THE REQUEST: Look over the lines below. Report each one that includes the string "styles".

>> Start DATASET CONTENT

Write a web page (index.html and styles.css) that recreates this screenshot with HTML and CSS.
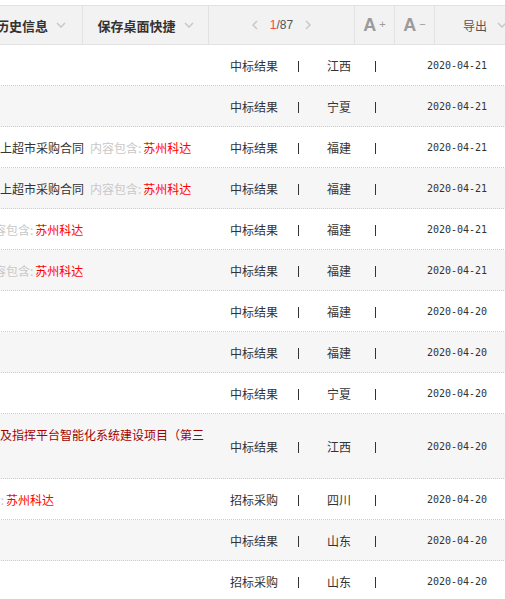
FILE: index.html
```html
<!DOCTYPE html>
<html lang="zh-CN">
<head>
    <meta charset="UTF-8">
    <meta name="viewport" content="width=device-width, initial-scale=1.0">
    <title>招标信息列表</title>
    <link rel="stylesheet" href="styles.css">
</head>
<body>

    <div class="list">
        <div class="head">
            <div class="hcell hcell-first">历史信息 <svg class="chev" width="10" height="6" viewBox="0 0 10 6"><polyline points="1,1 5,5 9,1"/></svg></div>
            <div class="hcell hcell-save">保存桌面快捷 <svg class="chev" width="10" height="6" viewBox="0 0 10 6"><polyline points="1,1 5,5 9,1"/></svg></div>
            <div class="hcell hcell-pager">
                <svg class="arrow" width="6" height="10" viewBox="0 0 6 10"><polyline points="5,1 1,5 5,9"/></svg>
                <span class="pages"><span class="cur">1</span>/87</span>
                <svg class="arrow" width="6" height="10" viewBox="0 0 6 10"><polyline points="1,1 5,5 1,9"/></svg>
            </div>
            <div class="hcell hcell-font">A<span class="sign">+</span></div>
            <div class="hcell hcell-font">A<span class="sign">−</span></div>
            <div class="hcell hcell-export">导出 <svg class="chev" width="10" height="6" viewBox="0 0 10 6"><polyline points="1,1 5,5 9,1"/></svg></div>
        </div>

        <div class="row">
            <div class="title"><span class="name">江西省赣州市公安局视频会议系统采购项目中标公告</span><span class="hint">内容包含:</span><span class="hit">苏州科达</span></div>
            <div class="type">中标结果</div><i class="sep"></i><div class="area">江西</div><i class="sep"></i><div class="date">2020-04-21</div>
        </div>
        <div class="row">
            <div class="title"><span class="name">宁夏回族自治区公安厅视频会议终端采购项目</span><span class="hint">内容包含:</span><span class="hit">苏州科达</span></div>
            <div class="type">中标结果</div><i class="sep"></i><div class="area">宁夏</div><i class="sep"></i><div class="date">2020-04-21</div>
        </div>
        <div class="row">
            <div class="title"><span class="name">福建省政府采购网福州市公安局交警支队指挥中心视频会议终端配套设备网上超市采购合同</span><span class="hint">内容包含:</span><span class="hit">苏州科达</span></div>
            <div class="type">中标结果</div><i class="sep"></i><div class="area">福建</div><i class="sep"></i><div class="date">2020-04-21</div>
        </div>
        <div class="row">
            <div class="title"><span class="name">福建省政府采购网厦门市公安局交警支队指挥中心视频会议终端配套设备网上超市采购合同</span><span class="hint">内容包含:</span><span class="hit">苏州科达</span></div>
            <div class="type">中标结果</div><i class="sep"></i><div class="area">福建</div><i class="sep"></i><div class="date">2020-04-21</div>
        </div>
        <div class="row">
            <div class="title"><span class="name">福建省政府采购网漳州公安局视频会议系统扩容项目网上超市采购合同</span><span class="hint">内容包含:</span><span class="hit">苏州科达</span></div>
            <div class="type">中标结果</div><i class="sep"></i><div class="area">福建</div><i class="sep"></i><div class="date">2020-04-21</div>
        </div>
        <div class="row">
            <div class="title"><span class="name">福建省政府采购网龙岩公安局视频会议系统扩容项目网上超市采购合同</span><span class="hint">内容包含:</span><span class="hit">苏州科达</span></div>
            <div class="type">中标结果</div><i class="sep"></i><div class="area">福建</div><i class="sep"></i><div class="date">2020-04-21</div>
        </div>
        <div class="row">
            <div class="title"><span class="name">福建省三明市公安局视频会议系统建设项目</span><span class="hint">内容包含:</span><span class="hit">苏州科达</span></div>
            <div class="type">中标结果</div><i class="sep"></i><div class="area">福建</div><i class="sep"></i><div class="date">2020-04-20</div>
        </div>
        <div class="row">
            <div class="title"><span class="name">福建省莆田市公安局视频会议扩容项目</span><span class="hint">内容包含:</span><span class="hit">苏州科达</span></div>
            <div class="type">中标结果</div><i class="sep"></i><div class="area">福建</div><i class="sep"></i><div class="date">2020-04-20</div>
        </div>
        <div class="row">
            <div class="title"><span class="name">宁夏银川市公安局视频会议系统采购</span><span class="hint">内容包含:</span><span class="hit">苏州科达</span></div>
            <div class="type">中标结果</div><i class="sep"></i><div class="area">宁夏</div><i class="sep"></i><div class="date">2020-04-20</div>
        </div>
        <div class="row">
            <div class="title visited"><span class="name">江西省南昌市公安局公共安全视频监控建设联网应用工程视频会议系统升级及指挥平台智能化系统建设项目（第三包）中标公告</span></div>
            <div class="type">中标结果</div><i class="sep"></i><div class="area">江西</div><i class="sep"></i><div class="date">2020-04-20</div>
        </div>
        <div class="row">
            <div class="title"><span class="name">四川省公安厅高清视频会议系统建设项目第3包视频会议终端采购</span><span class="hint">内容包含:</span><span class="hit">苏州科达</span></div>
            <div class="type">招标采购</div><i class="sep"></i><div class="area">四川</div><i class="sep"></i><div class="date">2020-04-20</div>
        </div>
        <div class="row">
            <div class="title"><span class="name">山东省济南市公安局视频会议终端采购项目</span><span class="hint">内容包含:</span><span class="hit">苏州科达</span></div>
            <div class="type">中标结果</div><i class="sep"></i><div class="area">山东</div><i class="sep"></i><div class="date">2020-04-20</div>
        </div>
        <div class="row">
            <div class="title"><span class="name">山东省青岛市公安局视频会议系统招标公告</span><span class="hint">内容包含:</span><span class="hit">苏州科达</span></div>
            <div class="type">招标采购</div><i class="sep"></i><div class="area">山东</div><i class="sep"></i><div class="date">2020-04-20</div>
        </div>
    </div>

</body>
</html>
```

FILE: styles.css
```css
html, body {
    margin: 0;
    padding: 0;
    overflow: hidden;
    background-color: white;
}
body {
    font-family: "Noto Sans CJK SC", sans-serif;
    font-size: 12px;
    color: #333;
}
/* the list is wider than the window, only its right part shows */
.list {
    width: 938px;
    margin-left: -400px;
}
.head {
    display: flex;
    height: 40px;
    margin-top: 5px;
    background-color: #f2f2f2;
    border-top: 1px solid #e2e2e2;
    border-bottom: 1px solid #e2e2e2;
    box-sizing: border-box;
}
.hcell {
    display: flex;
    align-items: center;
    justify-content: center;
    box-sizing: border-box;
    border-right: 1px solid #e2e2e2;
    flex: none;
}
.hcell-first,
.hcell-save {
    font-size: 13px;
    font-weight: bold;
    color: #333;
    gap: 8px;
}
.hcell-first {
    width: 483px;
    justify-content: flex-end;
    padding-right: 16px;
}
.hcell-save {
    width: 126px;
}
.chev polyline,
.arrow polyline {
    fill: none;
    stroke: #c8c8c8;
    stroke-width: 1.5;
}
.hcell-pager {
    width: 146px;
    gap: 12px;
}
.pages {
    font-family: "Liberation Sans", Arial, sans-serif;
    font-size: 12px;
    color: #555;
}
.pages .cur {
    color: #f44;
}
.hcell-font {
    width: 40px;
    font-family: "Liberation Sans", Arial, sans-serif;
    font-size: 18px;
    font-weight: bold;
    color: #9a9a9a;
}
.hcell-font .sign {
    font-size: 11px;
    font-weight: normal;
    margin-left: 3px;
    margin-bottom: 2px;
}
.hcell-export {
    flex: 1;
    justify-content: flex-start;
    padding-left: 28px;
    gap: 10px;
    font-size: 12px;
    color: #555;
    border-right: none;
}
.row {
    display: flex;
    align-items: center;
    padding: 9px 0 7px;
    line-height: 24px;
    border-bottom: 1px dotted #ccc;
}
.row:nth-child(odd) {
    background-color: #f6f6f6;
}
.title {
    width: 612px;
    flex: none;
    box-sizing: border-box;
    padding: 0 4px;
}
.title.visited {
    color: #a50000;
}
.hint {
    color: #c8c8c8;
    margin-left: 6px;
}
.hit {
    color: #f00;
    margin-left: 2px;
}
.type {
    width: 84px;
    flex: none;
    text-align: center;
}
.sep {
    width: 1px;
    height: 11px;
    background-color: #333;
    margin: 0 2px;
    flex: none;
}
.area {
    width: 72px;
    flex: none;
    box-sizing: border-box;
    padding-left: 4px;
    text-align: center;
}
.date {
    width: 158px;
    flex: none;
    text-align: center;
    font-family: "DejaVu Sans Mono", monospace;
    font-size: 10px;
}
```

>> End DATASET CONTENT

THE RESPONSE:
Write a web page (index.html and styles.css) that recreates this screenshot with HTML and CSS.
    <link rel="stylesheet" href="styles.css">
FILE: styles.css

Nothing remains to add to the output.